Concept

Nombre pyramidal carré

Résumé
In mathematics, a pyramid number, or square pyramidal number, is a natural number that counts the number of stacked spheres in a pyramid with a square base. The study of these numbers goes back to Archimedes and Fibonacci. They are part of a broader topic of figurate numbers representing the numbers of points forming regular patterns within different shapes. As well as counting spheres in a pyramid, these numbers can be described algebraically as a sum of the first positive square numbers, or as the values of a cubic polynomial. They can be used to solve several other counting problems, including counting squares in a square grid and counting acute triangles formed from the vertices of an odd regular polygon. They equal the sums of consecutive tetrahedral numbers, and are one-fourth of a larger tetrahedral number. The sum of two consecutive square pyramidal numbers is an octahedral number.

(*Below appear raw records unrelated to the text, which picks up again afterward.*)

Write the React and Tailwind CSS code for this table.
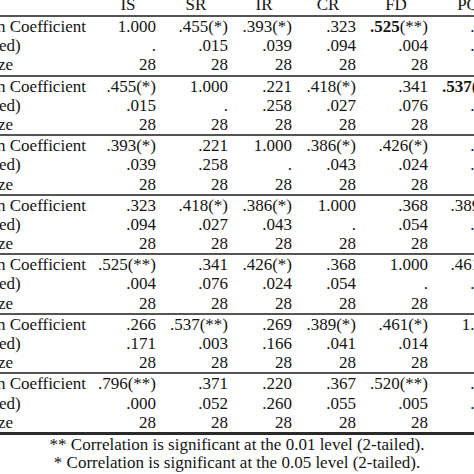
const headers = ["IS", "SR", "IR", "CR", "FD", "PQ"];
const widths = ["w-[64px]", "w-[72px]", "w-[64px]", "w-[64px]", "w-[72px]", "w-[72px]"];

// each group: coefficient row, sig row, bold column index
const groups = [
    { r: ["1.000", ".455(*)", ".393(*)", ".323", ".525(**)", ".266"], s: [".", ".015", ".039", ".094", ".004", ".171"], bold: 4 },
    { r: [".455(*)", "1.000", ".221", ".418(*)", ".341", ".537(**)"], s: [".015", ".", ".258", ".027", ".076", ".003"], bold: 5 },
    { r: [".393(*)", ".221", "1.000", ".386(*)", ".426(*)", ".269"], s: [".039", ".258", ".", ".043", ".024", ".166"] },
    { r: [".323", ".418(*)", ".386(*)", "1.000", ".368", ".389(*)"], s: [".094", ".027", ".043", ".", ".054", ".041"] },
    { r: [".525(**)", ".341", ".426(*)", ".368", "1.000", ".461(*)"], s: [".004", ".076", ".024", ".054", ".", ".014"] },
    { r: [".266", ".537(**)", ".269", ".389(*)", ".461(*)", "1.000"], s: [".171", ".003", ".166", ".041", ".014", "."] },
    { r: [".796(**)", ".371", ".220", ".367", ".520(**)", ".374"], s: [".000", ".052", ".260", ".055", ".005", ".050"] },
];

function Value({ text, bold }) {
    if (!bold) return text;
    const i = text.indexOf("(");
    return (
        <>
            <span className="font-bold">{text.slice(0, i)}</span>
            {text.slice(i)}
        </>
    );
}

function Row({ label, values, bold }) {
    return (
        <div className="flex h-[19.2px] leading-[19.2px] whitespace-nowrap">
            <div className="w-[96px] overflow-hidden">{label}</div>
            {values.map((v, i) => (
                <div key={i} className={`${widths[i]} text-right pr-1`}>
                    <Value text={v} bold={bold === i} />
                </div>
            ))}
        </div>
    );
}

export default function App() {
    return (
        <div className="w-[474px] h-[474px] overflow-hidden bg-white text-[17px] text-[#141414] font-['Liberation_Serif',serif]">
            <div className="w-[504px]">
                <div className="flex h-[15px] leading-[10.5px] whitespace-nowrap">
                    <div className="w-[96px]" />
                    {headers.map((h, i) => (
                        <div key={h} className={`${widths[i]} text-center`}>{h}</div>
                    ))}
                </div>
                <div className="border-b-[3px] border-[#2a2a2a]">
                    {groups.map((g, i) => (
                        <div key={i} className="border-t-2 border-[#555555]">
                            <Row label={<span className="block -ml-[3px]">n Coefficient</span>} values={g.r} bold={g.bold} />
                            <Row label={<span className="block -ml-[1px]">ed)</span>} values={g.s} />
                            <Row label={<span className="block -ml-[2px]">ze</span>} values={Array(6).fill("28")} />
                        </div>
                    ))}
                </div>
            </div>
            <div className="pt-[1px] text-center leading-[18.5px] whitespace-nowrap">
                <p>** Correlation is significant at the 0.01 level (2-tailed).</p>
                <p>* Correlation is significant at the 0.05 level (2-tailed).</p>
            </div>
        </div>
    );
}
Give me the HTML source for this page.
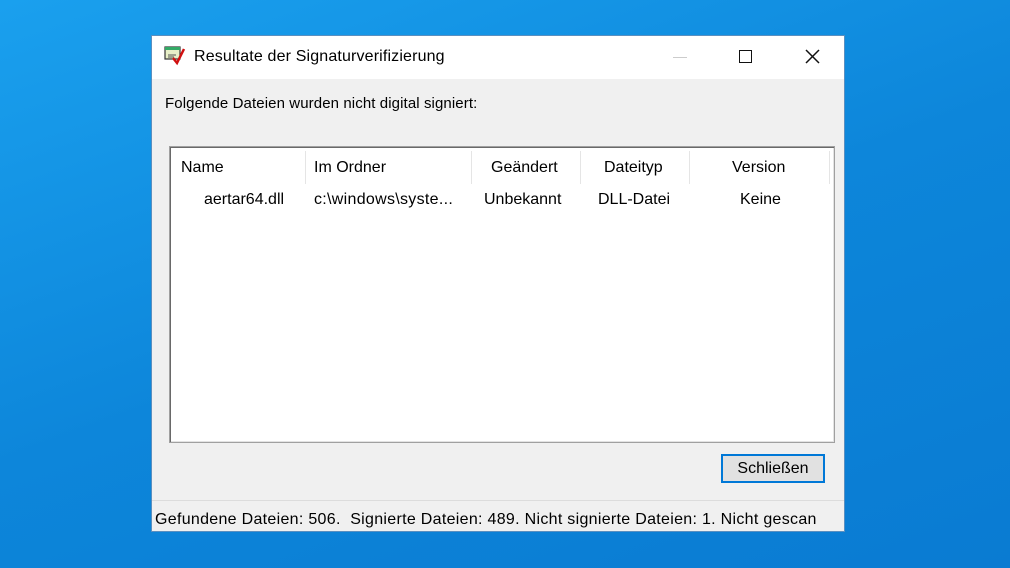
<!DOCTYPE html>
<html><head><style>
body{margin:0;width:1010px;height:568px;overflow:hidden;position:relative;
background:linear-gradient(160deg,#1aa0ee 0%,#0d86da 50%,#0a7bd2 100%);
font-family:"Liberation Sans",sans-serif;color:#000}
.win{position:absolute;left:151px;top:35px;width:694px;height:497px;background:#f0f0f0;border:1px solid #5a8fc0;box-sizing:border-box}
.title{position:absolute;left:0;top:0;width:100%;height:43px;background:#fff}
.t{position:absolute;font-size:16px;white-space:nowrap}
.list{position:absolute;left:17px;top:110px;width:664px;height:295px;background:#fff;border:1px solid #a0a0a0;box-shadow:inset 1px 1px 0 #696969,inset -1px -1px 0 #e3e3e3}
.hd{position:absolute;top:4px;height:33px;border-right:1px solid #e5e5e5}
.c{font-size:16px;position:absolute;white-space:nowrap}
.status{position:absolute;left:0;top:464px;width:100%;height:32px;border-top:1px solid #dcdcdc}
.btn{position:absolute;left:569px;top:418px;width:104px;height:29px;background:#e1e1e1;border:2px solid #0078d7;box-sizing:border-box;font-size:16px;text-align:center;line-height:25px}
</style></head><body>
<div class="win">
 <div class="title">
  <svg style="position:absolute;left:12px;top:10px" width="22" height="20" viewBox="0 0 22 20">
   <rect x="1" y="1" width="15" height="12" fill="#e8f0c8" stroke="#333" stroke-width="1.2"/>
   <rect x="1" y="1" width="15" height="3" fill="#3a6"/>
   <path d="M4 9h8M4 11h6" stroke="#555"/>
   <path d="M9 12l4 5 7-14" fill="none" stroke="#d01010" stroke-width="2.5"/>
  </svg>
  <div class="t" style="left:42px;top:12px;letter-spacing:0.15px">Resultate der Signaturverifizierung</div>
  <div style="position:absolute;left:521px;top:21px;width:14px;height:1px;background:#ccc"></div>
  <div style="position:absolute;left:587px;top:14px;width:11px;height:11px;border:1.5px solid #111"></div>
  <svg style="position:absolute;left:653px;top:13px" width="15" height="15"><path d="M1 1L14 14M14 1L1 14" stroke="#111" stroke-width="1.5"/></svg>
 </div>
 <div class="t" style="left:13px;top:59px;font-size:15px;letter-spacing:0.1px">Folgende Dateien wurden nicht digital signiert:</div>
 <div class="list">
  <div class="hd" style="left:2px;width:133px"></div>
  <div class="hd" style="left:135px;width:166px"></div>
  <div class="hd" style="left:301px;width:109px"></div>
  <div class="hd" style="left:410px;width:109px"></div>
  <div class="hd" style="left:519px;width:140px"></div>
  <div class="c" style="left:11px;top:12px">Name</div>
  <div class="c" style="left:144px;top:12px">Im Ordner</div>
  <div class="c" style="left:321px;top:12px">Geändert</div>
  <div class="c" style="left:434px;top:12px">Dateityp</div>
  <div class="c" style="left:562px;top:12px">Version</div>
  <div class="c" style="left:34px;top:44px">aertar64.dll</div>
  <div class="c" style="left:144px;top:44px;letter-spacing:0.3px">c:\windows\syste...</div>
  <div class="c" style="left:314px;top:44px">Unbekannt</div>
  <div class="c" style="left:428px;top:44px">DLL-Datei</div>
  <div class="c" style="left:570px;top:44px">Keine</div>
 </div>
 <div class="btn">Schließen</div>
 <div class="status"><div class="t" style="left:3px;top:10px;letter-spacing:0.3px">Gefundene Dateien: 506.&nbsp; Signierte Dateien: 489. Nicht signierte Dateien: 1. Nicht gescan</div></div>
</div>
</body></html>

The pyramidal numbers were one of the few types of three-dimensional figurate numbers studied in Greek mathematics, in works by Nicomachus, Theon of Smyrna, and Iamblichus. Formulas for summing consecutive squares to give a cubic polynomial, whose values are the square pyramidal numbers, are given by Archimedes, who used this sum as a lemma as part of a study of the volume of a cone, and by Fibonacci, as part of a more general solution to the problem of finding formulas for sums of progressions of squares. The square pyramidal numbers were also one of the families of figurate numbers studied by Japanese mathematicians of the wasan period, who named them "kirei saijō suida" (with modern kanji, 奇零 再乗 蓑深). The same problem, formulated as one of counting the cannonballs in a square pyramid, was posed by Walter Raleigh to mathematician Thomas Harriot in the late 1500s, while both were on a sea voyage. The cannonball problem, asking whether there are any square pyramidal numbers that are also square numbers other than 1 and 4900, is said to have developed out of this exchange.